First, I looked at all three rules. The third one, $x + y = 1$, was the easiest! It told me that if I know what $x$ is, I can easily find $y$ (it's just $1$ minus $x$). So, I decided that $y = 1 - x$.

Next, I took my new idea for $y$ ($1 - x$) and plugged it into the second rule: $(a + 1)x+(a + 2)y=a + 3$.
It became: $(a + 1)x+(a + 2)(1 - x)=a + 3$.
I carefully multiplied everything out: $(a + 1)x + (a + 2) - (a + 2)x = a + 3$.
Then, I grouped the parts with $x$: $x((a + 1) - (a + 2)) + (a + 2) = a + 3$.
The part inside the parenthesis, $(a+1) - (a+2)$, simplifies to $a+1-a-2 = -1$.
So, it became: $x(-1) + (a + 2) = a + 3$.
This means $-x = (a + 3) - (a + 2)$, which is just $-x = 1$.
So, $x = -1$. Awesome, I found $x$!

Once I knew $x = -1$, it was super easy to find $y$ using the simplest rule, $x + y = 1$:
$-1 + y = 1$. To get $y$ by itself, I added $1$ to both sides: $y = 1 + 1 = 2$.
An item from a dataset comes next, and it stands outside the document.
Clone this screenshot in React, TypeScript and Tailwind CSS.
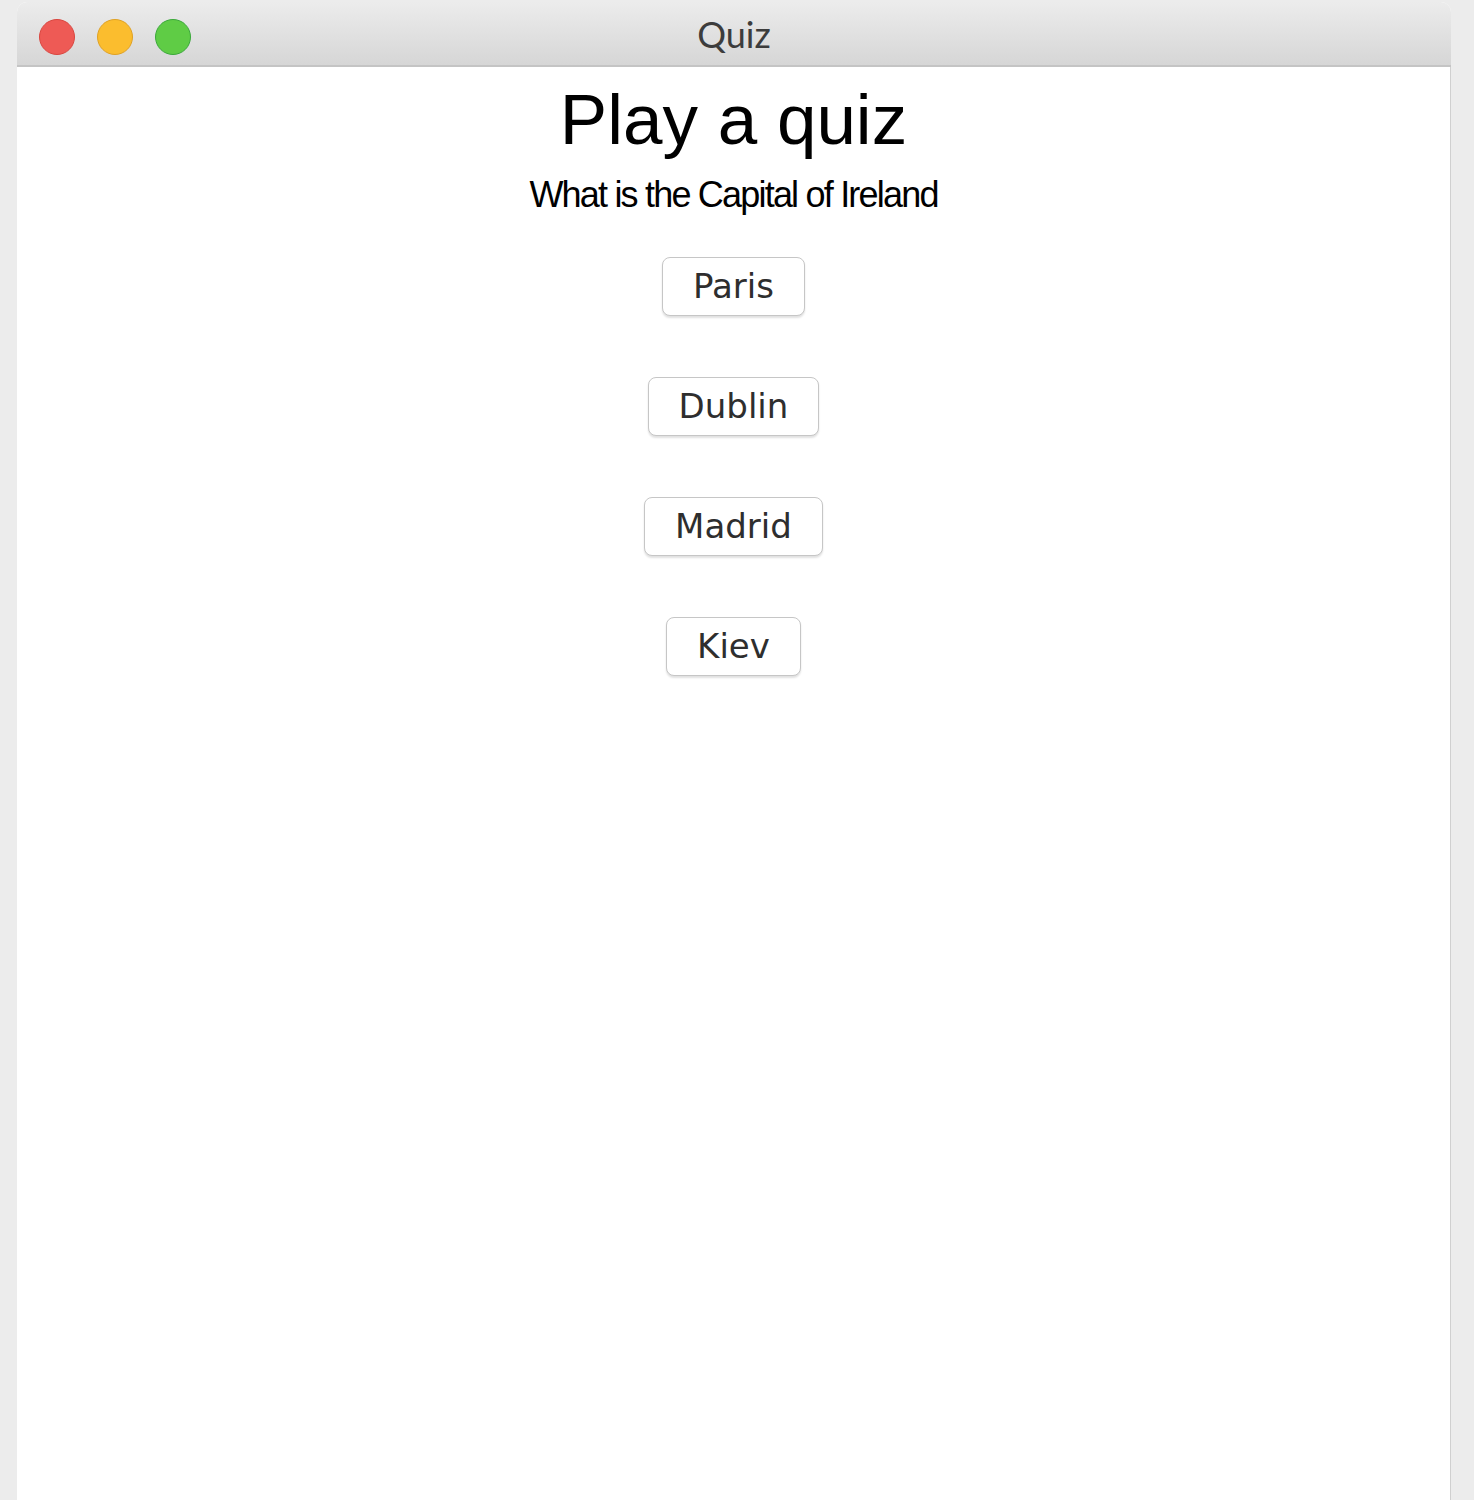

Now, for all three rules to "agree" (which is what "consistent" means), these numbers for $x = -1$ and $y = 2$ must also work in the first, longest rule: $(a + 1)^{3}x+(a + 2)^{3}y=(a + 3)^{3}$.
I put $x = -1$ and $y = 2$ into that rule:
$(a + 1)^{3}(-1) + (a + 2)^{3}(2) = (a + 3)^{3}$.
This looks like: $-(a + 1)^{3} + 2(a + 2)^{3} = (a + 3)^{3}$.
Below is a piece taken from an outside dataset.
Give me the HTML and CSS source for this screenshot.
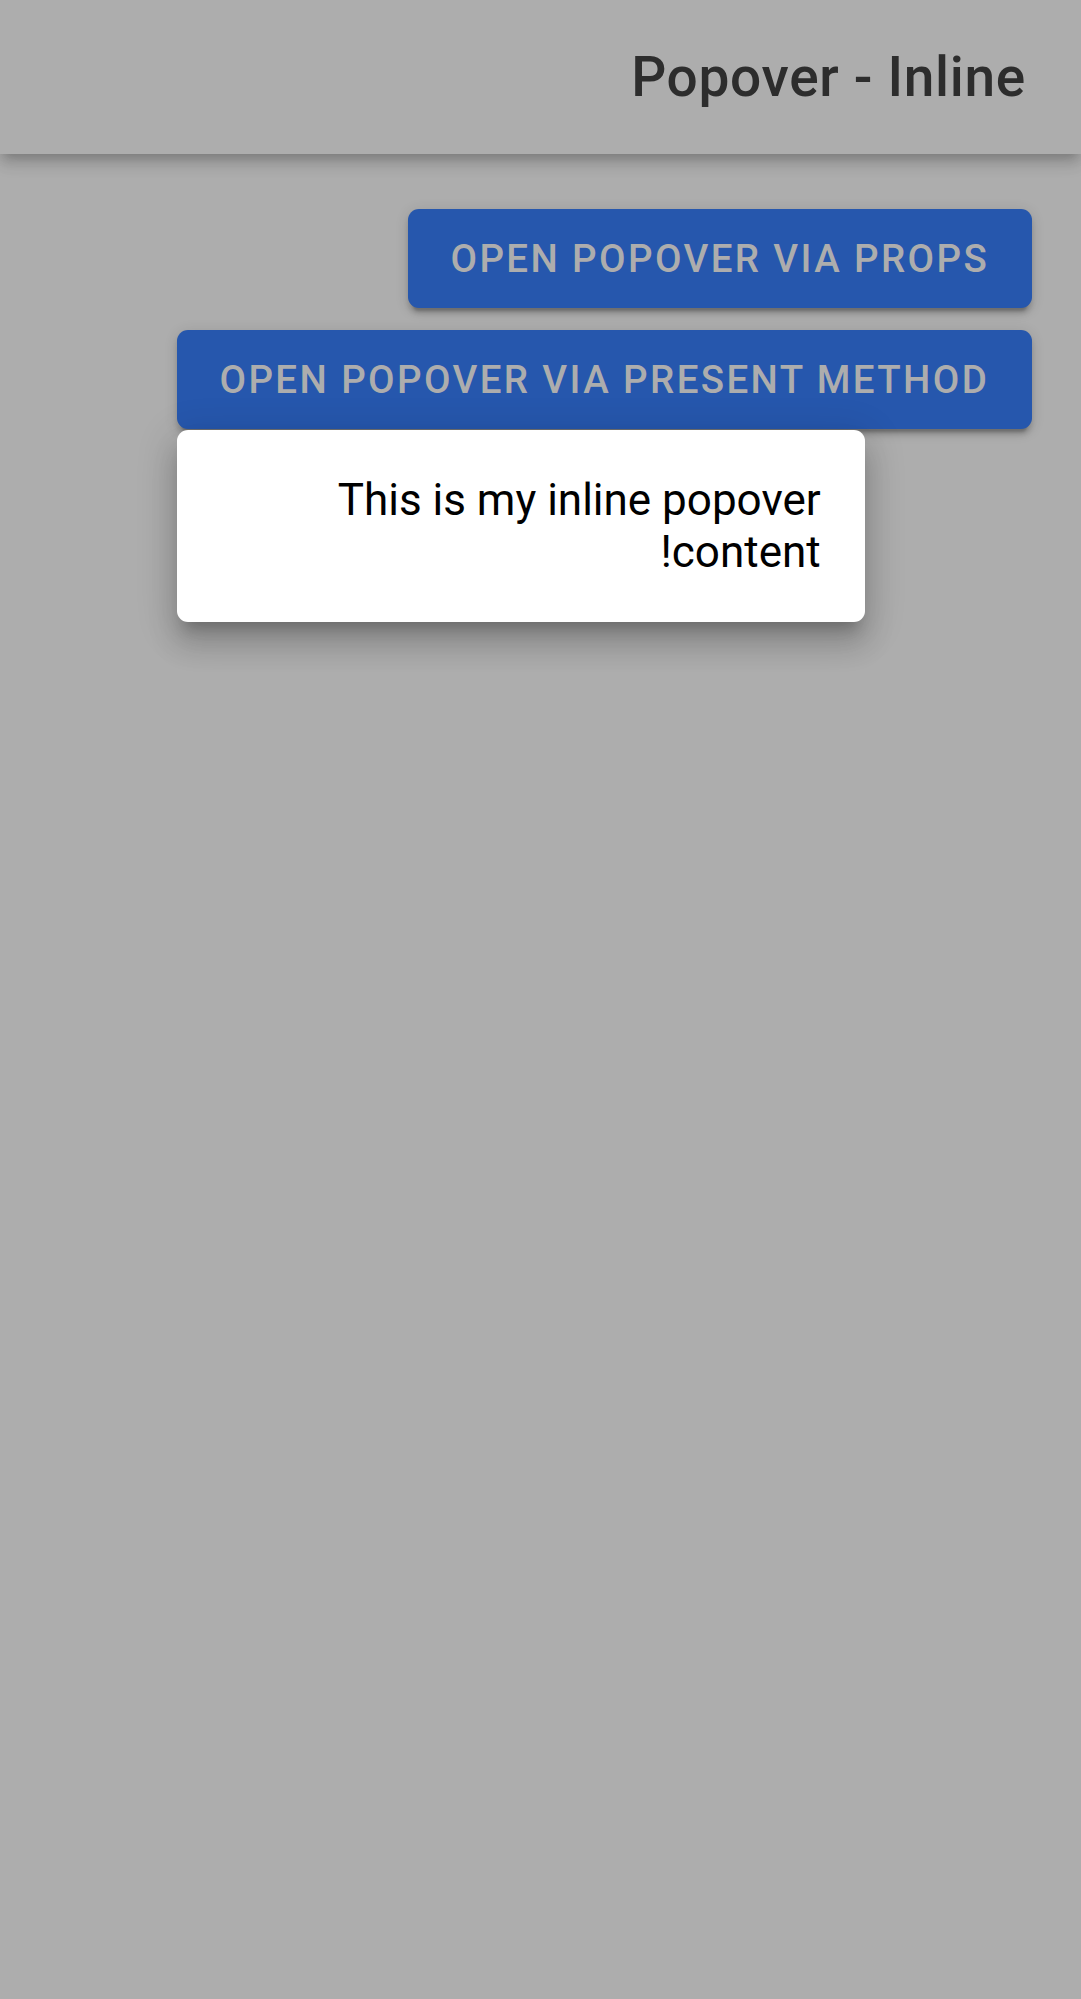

This was the trickiest part, expanding the terms like $(a+1)^3$. I remembered the pattern for cubing: $(A+B)^3 = A^3 + 3A^2B + 3AB^2 + B^3$.
So, I expanded each part:
$-(a+1)^3 = -(a^3 + 3a^2 + 3a + 1)$
$2(a+2)^3 = 2(a^3 + 3a^2(2) + 3a(2^2) + 2^3) = 2(a^3 + 6a^2 + 12a + 8) = 2a^3 + 12a^2 + 24a + 16$
$(a+3)^3 = (a^3 + 3a^2(3) + 3a(3^2) + 3^3) = a^3 + 9a^2 + 27a + 27$

Now, I put all these expanded parts back into my equation:
$-(a^3 + 3a^2 + 3a + 1) + (2a^3 + 12a^2 + 24a + 16) = a^3 + 9a^2 + 27a + 27$
On the left side, I combined all the like terms (all the $a^3$ together, all the $a^2$ together, etc.):
$(-a^3 + 2a^3) + (-3a^2 + 12a^2) + (-3a + 24a) + (-1 + 16)$
This simplified to: $a^3 + 9a^2 + 21a + 15$.

So, my whole equation became: $a^3 + 9a^2 + 21a + 15 = a^3 + 9a^2 + 27a + 27$.
Look! There's an $a^3$ and a $9a^2$ on both sides! So, I can just "cancel" them out!
This left me with a much simpler equation: $21a + 15 = 27a + 27$.

Finally, it was just a simple puzzle to find 'a'!
I wanted to get all the 'a's on one side and the regular numbers on the other.
I subtracted $21a$ from both sides: $15 = 27a - 21a + 27$, which means $15 = 6a + 27$.
Then, I subtracted $27$ from both sides: $15 - 27 = 6a$.
This gave me $-12 = 6a$.
To find 'a', I just divided by $6$: $a = -12 / 6$.
So, $a = -2$.

And that's how I found the value of $a$ that makes all the equations consistent!